Best Practices for Safer, More Reliable Lifts

1. Design for higher sling angles when possible: steeper legs reduce multiplier effects.
2. Control geometry: use spreader beams when needed to keep angles favorable.
3. Measure before lift: estimate from drawings, then verify in the field.
4. Use clear rigging plans: include leg lengths, pick points, expected center of gravity, and accepted angle limits.
5. Train crews on factor awareness: simple tables posted at staging areas reduce mental math errors.
6. Inspect hardware and slings: remove damaged components from service immediately.
7. Reassess if setup changes: even small rigging geometry changes can alter angle and load share.

Worked Example

Suppose you are lifting a 12,000 lb assembly with a two-leg bridle. Your measured angle is 50 degrees from horizontal, and field conditions suggest only 90% effective sharing because of minor asymmetry.

1. Total load = 12,000 lb
2. Leg count = 2
3. Effective share = 90%, so effective supporting legs = 2 × 0.90 = 1.8
4. Vertical share per effective leg = 12,000 / 1.8 = 6,666.7 lb
5. Angle factor at 50 degrees = 1 / sin(50°) = 1.305
6. Leg tension = 6,666.7 × 1.305 = 8,700 lb (approx.)
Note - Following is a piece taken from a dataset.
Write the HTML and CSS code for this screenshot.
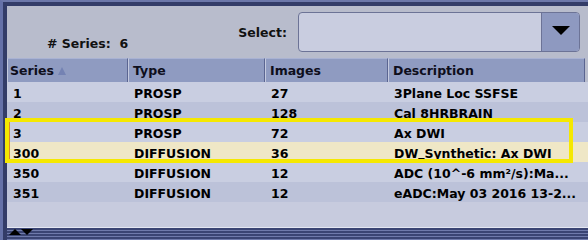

So each leg and all in-line components should be selected above this demand, with applicable policy and engineering margins. If this exceeds your available sling assembly, improve geometry or change rigging method before lifting.

Final Takeaway

Calculating sling angle factor is not just a classroom exercise. It is a frontline safety control that directly affects whether lifting hardware stays within limits. The key behavior is simple: lower angle from horizontal means higher leg tension. Use accurate geometry, conservative assumptions, and component-by-component checks. When done correctly, this prevents overloads, supports compliance, and protects crews and assets.

Important: This calculator is for planning support and education. For critical or non-routine lifts, always use a qualified rigger and engineer-approved lift plan.